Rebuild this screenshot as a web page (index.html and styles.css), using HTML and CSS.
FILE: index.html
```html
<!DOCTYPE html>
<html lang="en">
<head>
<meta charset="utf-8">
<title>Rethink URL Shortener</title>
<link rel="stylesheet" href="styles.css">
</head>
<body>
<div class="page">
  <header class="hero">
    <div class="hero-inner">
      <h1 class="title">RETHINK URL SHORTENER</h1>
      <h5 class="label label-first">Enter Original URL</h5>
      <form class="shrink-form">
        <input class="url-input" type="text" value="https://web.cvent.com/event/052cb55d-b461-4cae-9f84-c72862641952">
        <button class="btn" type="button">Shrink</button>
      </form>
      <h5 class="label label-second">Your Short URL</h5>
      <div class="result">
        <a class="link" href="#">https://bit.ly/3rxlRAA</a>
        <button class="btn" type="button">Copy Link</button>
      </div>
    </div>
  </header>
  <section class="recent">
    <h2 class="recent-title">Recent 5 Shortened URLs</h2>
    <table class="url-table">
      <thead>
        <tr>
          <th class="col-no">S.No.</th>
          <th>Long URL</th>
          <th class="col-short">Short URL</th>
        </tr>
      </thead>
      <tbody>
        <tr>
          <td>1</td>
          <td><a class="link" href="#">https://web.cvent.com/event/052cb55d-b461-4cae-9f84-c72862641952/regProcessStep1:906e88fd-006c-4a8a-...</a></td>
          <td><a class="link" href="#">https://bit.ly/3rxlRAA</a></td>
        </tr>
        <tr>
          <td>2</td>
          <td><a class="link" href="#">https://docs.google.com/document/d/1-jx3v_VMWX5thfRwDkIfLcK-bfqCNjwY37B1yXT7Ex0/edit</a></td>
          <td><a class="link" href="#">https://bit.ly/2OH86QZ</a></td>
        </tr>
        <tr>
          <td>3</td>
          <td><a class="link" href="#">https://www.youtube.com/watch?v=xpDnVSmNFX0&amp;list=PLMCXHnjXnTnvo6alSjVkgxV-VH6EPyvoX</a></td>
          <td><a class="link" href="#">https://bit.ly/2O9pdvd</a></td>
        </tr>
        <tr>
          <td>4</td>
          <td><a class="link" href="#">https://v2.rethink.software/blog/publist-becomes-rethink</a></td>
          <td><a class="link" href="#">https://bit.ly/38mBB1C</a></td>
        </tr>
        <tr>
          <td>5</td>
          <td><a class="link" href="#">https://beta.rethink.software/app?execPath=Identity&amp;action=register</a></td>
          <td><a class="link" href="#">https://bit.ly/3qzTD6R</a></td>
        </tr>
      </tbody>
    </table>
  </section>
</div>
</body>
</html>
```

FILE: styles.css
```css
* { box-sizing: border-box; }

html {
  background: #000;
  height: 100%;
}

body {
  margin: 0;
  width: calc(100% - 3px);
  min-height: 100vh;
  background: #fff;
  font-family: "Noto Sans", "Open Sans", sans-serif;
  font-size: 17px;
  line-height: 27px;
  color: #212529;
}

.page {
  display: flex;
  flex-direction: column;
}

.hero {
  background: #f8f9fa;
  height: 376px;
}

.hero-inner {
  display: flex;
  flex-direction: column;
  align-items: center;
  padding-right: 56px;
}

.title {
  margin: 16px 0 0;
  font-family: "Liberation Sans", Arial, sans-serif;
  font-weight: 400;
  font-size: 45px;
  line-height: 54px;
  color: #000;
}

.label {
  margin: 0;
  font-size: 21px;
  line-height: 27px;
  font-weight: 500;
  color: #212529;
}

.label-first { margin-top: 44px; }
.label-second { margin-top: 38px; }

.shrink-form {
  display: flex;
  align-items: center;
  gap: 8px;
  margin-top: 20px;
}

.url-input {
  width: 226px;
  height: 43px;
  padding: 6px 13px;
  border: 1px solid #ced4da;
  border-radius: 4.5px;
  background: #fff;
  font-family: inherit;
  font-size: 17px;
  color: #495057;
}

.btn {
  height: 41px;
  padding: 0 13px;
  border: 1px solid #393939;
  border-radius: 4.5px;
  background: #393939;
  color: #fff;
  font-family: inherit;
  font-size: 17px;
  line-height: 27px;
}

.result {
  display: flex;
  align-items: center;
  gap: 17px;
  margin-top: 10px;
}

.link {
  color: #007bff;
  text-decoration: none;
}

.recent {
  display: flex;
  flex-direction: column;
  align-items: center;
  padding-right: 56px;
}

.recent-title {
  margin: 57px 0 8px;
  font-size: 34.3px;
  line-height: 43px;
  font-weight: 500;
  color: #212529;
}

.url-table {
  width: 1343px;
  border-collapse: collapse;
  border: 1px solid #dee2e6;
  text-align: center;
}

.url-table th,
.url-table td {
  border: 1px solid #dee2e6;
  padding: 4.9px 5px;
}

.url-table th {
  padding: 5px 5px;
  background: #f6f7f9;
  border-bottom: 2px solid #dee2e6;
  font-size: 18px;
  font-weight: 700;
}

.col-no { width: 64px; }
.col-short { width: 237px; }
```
--
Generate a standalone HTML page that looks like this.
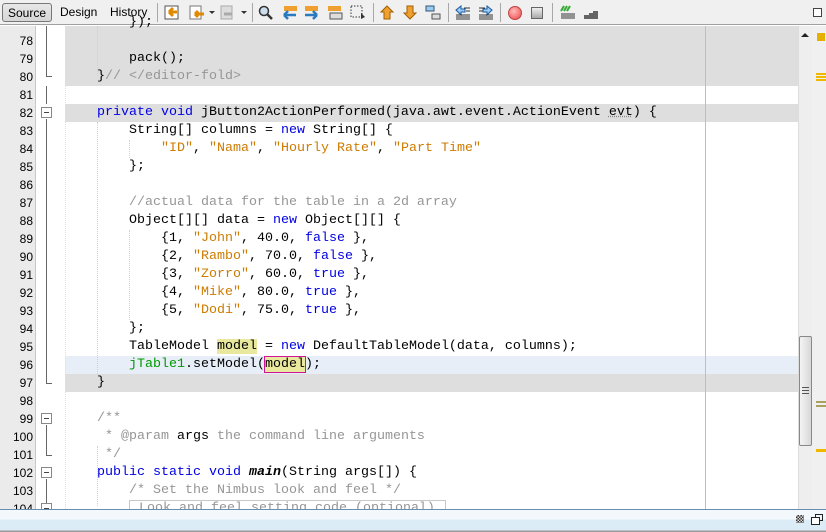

▸ Task requirements
Collect each line above holding the string "index".

▸ Written answer
Rebuild this screenshot as a web page (index.html and styles.css), using HTML and CSS.
FILE: index.html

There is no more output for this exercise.